Begin
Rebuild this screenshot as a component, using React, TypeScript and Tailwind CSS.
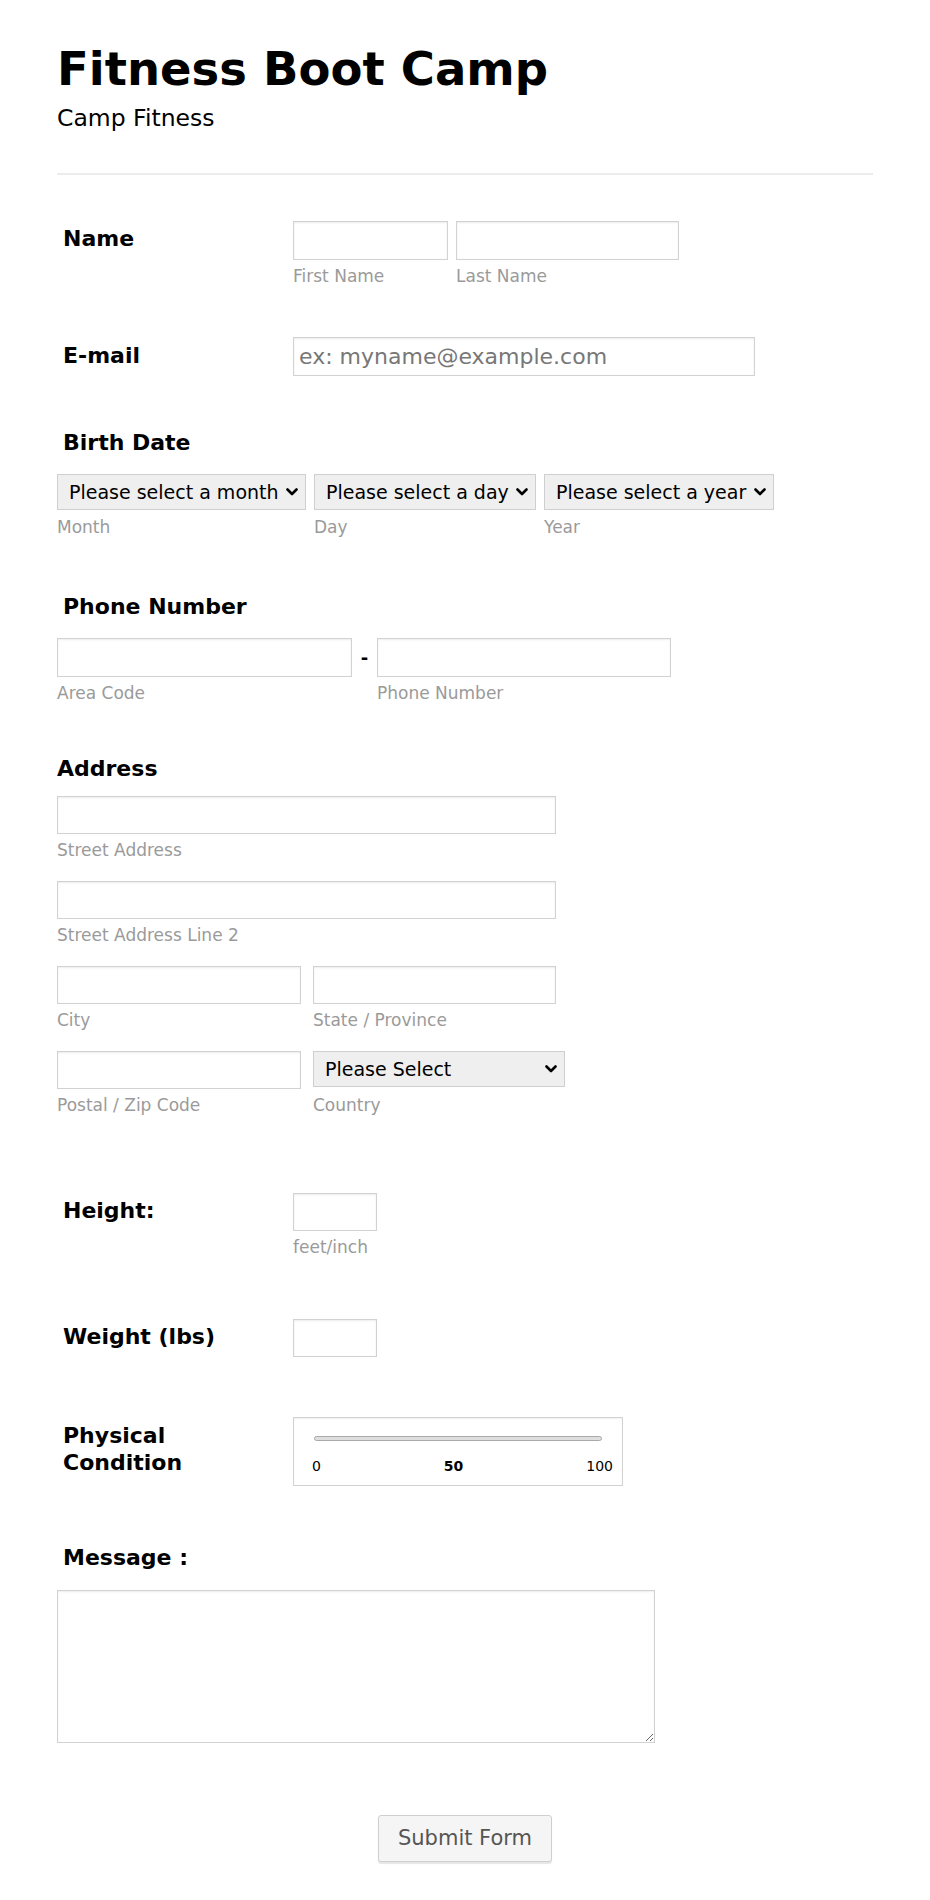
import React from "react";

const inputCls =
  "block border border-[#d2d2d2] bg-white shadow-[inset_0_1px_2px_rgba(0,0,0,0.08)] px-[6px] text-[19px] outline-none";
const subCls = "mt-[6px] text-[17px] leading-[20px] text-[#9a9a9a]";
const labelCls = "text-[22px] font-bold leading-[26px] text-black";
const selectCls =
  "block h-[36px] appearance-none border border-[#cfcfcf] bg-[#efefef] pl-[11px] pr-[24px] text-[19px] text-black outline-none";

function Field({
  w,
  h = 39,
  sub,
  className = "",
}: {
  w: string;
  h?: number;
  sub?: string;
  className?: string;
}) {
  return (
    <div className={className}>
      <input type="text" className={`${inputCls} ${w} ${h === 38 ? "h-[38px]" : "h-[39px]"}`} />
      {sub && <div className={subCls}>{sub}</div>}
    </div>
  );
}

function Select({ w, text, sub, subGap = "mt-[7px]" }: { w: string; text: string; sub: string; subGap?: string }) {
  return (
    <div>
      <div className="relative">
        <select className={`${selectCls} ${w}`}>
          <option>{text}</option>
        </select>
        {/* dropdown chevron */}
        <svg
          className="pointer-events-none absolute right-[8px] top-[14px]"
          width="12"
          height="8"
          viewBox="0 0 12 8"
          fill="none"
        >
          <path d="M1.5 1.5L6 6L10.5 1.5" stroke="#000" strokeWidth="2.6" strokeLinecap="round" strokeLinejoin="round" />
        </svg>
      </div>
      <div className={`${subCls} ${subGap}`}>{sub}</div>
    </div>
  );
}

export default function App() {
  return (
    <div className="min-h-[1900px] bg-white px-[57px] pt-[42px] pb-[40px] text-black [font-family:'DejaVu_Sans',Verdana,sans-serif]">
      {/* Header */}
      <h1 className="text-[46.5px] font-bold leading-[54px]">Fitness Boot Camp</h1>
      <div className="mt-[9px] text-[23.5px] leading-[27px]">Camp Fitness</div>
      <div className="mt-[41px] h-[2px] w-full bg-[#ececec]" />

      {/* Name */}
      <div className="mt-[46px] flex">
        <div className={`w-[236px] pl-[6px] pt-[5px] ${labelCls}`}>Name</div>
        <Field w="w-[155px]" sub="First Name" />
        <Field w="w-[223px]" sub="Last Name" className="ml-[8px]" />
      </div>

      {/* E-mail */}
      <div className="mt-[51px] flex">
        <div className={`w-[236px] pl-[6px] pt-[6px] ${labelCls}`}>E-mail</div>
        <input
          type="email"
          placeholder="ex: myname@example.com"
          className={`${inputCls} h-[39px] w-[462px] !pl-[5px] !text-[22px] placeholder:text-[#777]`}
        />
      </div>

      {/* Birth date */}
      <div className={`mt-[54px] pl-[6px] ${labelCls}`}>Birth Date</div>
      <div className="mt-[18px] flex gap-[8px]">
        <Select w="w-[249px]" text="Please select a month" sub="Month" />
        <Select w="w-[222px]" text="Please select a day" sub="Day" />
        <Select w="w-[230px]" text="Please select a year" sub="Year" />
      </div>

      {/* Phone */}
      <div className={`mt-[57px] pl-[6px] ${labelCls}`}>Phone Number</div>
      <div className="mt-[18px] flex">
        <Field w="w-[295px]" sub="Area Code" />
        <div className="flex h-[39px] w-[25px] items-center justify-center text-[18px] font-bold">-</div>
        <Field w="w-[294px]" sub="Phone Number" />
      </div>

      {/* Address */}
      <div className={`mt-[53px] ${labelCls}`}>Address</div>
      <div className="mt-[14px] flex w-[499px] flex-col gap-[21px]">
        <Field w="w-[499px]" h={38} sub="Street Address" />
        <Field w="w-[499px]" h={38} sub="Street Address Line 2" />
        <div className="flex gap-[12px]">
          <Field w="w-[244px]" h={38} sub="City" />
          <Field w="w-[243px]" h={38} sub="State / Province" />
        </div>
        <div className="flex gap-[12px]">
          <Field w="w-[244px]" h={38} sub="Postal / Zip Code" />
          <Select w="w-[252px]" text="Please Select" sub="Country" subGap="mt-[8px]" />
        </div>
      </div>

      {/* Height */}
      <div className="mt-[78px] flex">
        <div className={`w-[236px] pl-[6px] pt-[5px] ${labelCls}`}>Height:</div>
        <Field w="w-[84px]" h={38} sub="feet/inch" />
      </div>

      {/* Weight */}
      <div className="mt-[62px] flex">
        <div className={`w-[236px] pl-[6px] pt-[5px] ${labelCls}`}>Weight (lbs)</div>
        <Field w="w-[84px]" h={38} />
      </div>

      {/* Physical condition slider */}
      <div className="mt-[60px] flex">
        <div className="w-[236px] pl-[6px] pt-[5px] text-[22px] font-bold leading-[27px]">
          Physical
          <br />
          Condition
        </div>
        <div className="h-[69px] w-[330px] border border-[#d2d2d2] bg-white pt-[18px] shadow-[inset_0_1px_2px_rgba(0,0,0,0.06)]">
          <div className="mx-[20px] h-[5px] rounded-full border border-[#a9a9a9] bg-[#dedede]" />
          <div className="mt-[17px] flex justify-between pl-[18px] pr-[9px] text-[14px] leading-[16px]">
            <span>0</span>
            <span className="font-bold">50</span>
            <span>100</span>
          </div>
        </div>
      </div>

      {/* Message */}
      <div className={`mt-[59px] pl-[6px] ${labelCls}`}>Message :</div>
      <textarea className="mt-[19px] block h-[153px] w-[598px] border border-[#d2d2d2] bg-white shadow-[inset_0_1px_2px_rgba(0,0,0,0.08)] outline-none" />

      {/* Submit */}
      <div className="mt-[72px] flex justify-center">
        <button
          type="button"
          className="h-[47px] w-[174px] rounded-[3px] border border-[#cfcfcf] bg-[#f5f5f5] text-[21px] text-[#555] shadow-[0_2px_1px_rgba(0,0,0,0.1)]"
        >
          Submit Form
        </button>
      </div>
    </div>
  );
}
End
Begin
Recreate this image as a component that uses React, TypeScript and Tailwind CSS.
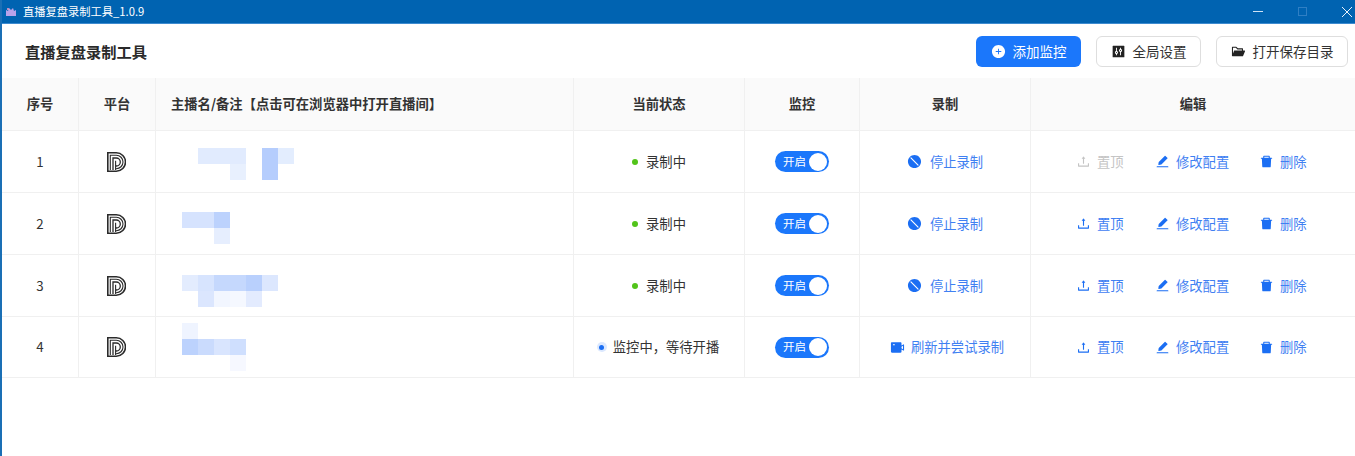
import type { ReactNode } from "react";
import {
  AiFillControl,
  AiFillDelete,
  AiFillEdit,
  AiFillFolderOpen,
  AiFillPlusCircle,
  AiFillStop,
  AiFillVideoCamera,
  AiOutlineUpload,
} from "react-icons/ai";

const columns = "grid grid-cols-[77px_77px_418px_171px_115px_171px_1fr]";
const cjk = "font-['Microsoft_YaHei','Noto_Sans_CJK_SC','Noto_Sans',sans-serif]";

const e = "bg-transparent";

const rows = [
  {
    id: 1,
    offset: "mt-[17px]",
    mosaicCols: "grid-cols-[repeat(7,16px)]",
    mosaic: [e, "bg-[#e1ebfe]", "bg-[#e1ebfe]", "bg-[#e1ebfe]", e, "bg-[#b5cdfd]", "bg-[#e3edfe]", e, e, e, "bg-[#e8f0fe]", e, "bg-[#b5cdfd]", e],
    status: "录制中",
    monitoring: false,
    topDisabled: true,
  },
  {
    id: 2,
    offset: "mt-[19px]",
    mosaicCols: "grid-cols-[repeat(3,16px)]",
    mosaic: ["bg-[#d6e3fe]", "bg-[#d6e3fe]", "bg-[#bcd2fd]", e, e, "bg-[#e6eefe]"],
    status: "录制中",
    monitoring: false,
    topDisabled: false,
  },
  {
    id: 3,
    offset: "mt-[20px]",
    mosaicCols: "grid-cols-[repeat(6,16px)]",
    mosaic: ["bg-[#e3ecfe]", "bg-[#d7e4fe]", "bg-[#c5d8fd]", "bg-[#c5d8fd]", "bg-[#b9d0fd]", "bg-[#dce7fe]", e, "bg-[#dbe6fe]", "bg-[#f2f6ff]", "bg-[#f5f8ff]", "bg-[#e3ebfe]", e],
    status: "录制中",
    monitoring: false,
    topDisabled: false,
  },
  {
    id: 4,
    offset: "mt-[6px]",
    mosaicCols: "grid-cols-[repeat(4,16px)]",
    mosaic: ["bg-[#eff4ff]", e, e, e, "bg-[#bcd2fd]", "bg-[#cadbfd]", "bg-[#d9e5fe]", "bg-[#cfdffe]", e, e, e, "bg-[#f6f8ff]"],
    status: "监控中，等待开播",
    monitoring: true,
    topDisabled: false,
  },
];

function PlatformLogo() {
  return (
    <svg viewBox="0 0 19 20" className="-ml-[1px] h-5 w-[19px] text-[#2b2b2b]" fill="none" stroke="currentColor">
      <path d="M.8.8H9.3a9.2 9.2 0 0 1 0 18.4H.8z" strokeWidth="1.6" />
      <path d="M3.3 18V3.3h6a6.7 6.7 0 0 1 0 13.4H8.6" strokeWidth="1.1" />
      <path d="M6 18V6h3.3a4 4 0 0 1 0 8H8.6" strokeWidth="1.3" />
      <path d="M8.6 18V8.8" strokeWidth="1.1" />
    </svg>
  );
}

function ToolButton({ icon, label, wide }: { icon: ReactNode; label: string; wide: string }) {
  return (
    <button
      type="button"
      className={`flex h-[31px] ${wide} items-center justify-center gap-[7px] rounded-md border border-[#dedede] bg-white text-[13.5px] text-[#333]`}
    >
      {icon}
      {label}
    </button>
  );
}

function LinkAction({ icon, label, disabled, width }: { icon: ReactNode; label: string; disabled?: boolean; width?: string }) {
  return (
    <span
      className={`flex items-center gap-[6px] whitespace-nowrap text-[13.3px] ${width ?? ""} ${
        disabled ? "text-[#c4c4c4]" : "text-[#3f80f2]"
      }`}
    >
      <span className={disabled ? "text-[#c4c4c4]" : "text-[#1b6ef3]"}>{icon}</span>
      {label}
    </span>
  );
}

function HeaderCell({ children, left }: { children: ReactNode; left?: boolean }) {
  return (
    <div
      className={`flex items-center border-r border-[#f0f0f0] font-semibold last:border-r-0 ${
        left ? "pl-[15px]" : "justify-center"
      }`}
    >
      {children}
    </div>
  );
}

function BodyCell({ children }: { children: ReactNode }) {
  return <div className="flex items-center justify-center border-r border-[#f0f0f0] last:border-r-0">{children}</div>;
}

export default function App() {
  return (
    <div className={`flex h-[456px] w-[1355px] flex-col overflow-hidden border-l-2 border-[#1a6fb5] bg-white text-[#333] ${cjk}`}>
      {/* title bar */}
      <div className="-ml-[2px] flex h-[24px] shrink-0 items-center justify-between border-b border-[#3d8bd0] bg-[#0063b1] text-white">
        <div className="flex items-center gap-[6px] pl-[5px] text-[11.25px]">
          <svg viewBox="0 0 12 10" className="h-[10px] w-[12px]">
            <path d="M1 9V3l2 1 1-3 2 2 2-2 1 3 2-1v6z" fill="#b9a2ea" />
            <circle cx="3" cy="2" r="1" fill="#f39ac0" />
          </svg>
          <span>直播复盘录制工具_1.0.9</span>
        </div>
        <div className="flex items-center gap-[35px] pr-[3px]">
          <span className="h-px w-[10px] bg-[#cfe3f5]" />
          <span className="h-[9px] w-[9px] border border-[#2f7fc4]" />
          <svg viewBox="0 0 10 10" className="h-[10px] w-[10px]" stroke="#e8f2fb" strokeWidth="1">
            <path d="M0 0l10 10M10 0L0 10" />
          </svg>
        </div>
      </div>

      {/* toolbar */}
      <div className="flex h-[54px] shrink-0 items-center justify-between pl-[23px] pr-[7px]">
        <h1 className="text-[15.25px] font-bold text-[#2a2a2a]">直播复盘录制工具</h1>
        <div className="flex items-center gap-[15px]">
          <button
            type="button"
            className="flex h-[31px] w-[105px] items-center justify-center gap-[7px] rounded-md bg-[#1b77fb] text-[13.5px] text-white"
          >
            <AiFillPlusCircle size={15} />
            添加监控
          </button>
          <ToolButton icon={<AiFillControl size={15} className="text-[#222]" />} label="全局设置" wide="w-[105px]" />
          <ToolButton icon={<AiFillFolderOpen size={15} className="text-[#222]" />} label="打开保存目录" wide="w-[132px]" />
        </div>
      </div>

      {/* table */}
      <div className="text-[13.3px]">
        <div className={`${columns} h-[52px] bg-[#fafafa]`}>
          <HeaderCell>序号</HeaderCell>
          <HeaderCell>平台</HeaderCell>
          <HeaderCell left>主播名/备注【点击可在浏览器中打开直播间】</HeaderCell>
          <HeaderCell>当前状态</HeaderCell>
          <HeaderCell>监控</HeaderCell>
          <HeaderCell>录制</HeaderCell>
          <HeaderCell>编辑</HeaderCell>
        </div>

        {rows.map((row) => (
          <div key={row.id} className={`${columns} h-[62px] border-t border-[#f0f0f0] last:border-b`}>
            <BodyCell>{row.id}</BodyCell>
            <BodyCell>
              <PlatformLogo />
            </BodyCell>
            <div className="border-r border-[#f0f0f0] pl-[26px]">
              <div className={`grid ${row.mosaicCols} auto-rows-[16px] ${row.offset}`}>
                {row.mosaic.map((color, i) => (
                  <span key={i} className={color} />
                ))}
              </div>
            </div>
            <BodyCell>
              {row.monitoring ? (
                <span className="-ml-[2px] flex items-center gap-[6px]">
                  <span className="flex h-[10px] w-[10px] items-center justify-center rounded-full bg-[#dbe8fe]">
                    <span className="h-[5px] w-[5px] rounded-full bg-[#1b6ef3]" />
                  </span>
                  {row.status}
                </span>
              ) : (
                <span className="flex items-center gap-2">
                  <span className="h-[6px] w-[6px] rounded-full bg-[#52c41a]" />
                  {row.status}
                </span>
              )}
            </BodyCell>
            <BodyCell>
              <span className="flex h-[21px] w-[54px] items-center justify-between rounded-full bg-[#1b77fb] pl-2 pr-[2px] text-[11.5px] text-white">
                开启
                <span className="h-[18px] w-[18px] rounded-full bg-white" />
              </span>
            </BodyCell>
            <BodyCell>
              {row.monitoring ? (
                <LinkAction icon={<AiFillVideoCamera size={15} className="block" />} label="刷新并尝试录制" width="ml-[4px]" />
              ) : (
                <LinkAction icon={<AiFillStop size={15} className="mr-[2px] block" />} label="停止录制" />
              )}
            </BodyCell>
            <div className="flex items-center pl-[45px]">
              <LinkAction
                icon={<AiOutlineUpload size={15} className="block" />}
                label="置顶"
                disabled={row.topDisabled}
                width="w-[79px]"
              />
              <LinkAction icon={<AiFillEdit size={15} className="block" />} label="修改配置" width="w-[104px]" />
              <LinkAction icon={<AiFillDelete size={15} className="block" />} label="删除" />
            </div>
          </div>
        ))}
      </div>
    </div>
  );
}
End
EXERCISE: Set down nothing but the lines from the one holding "Rebuild this screenshot" through the one holding "import React from", both included, exactly as they appear; any picture is left out.

WRITTEN RESPONSE:
Rebuild this screenshot as a component, using React, TypeScript and Tailwind CSS.
import React from "react";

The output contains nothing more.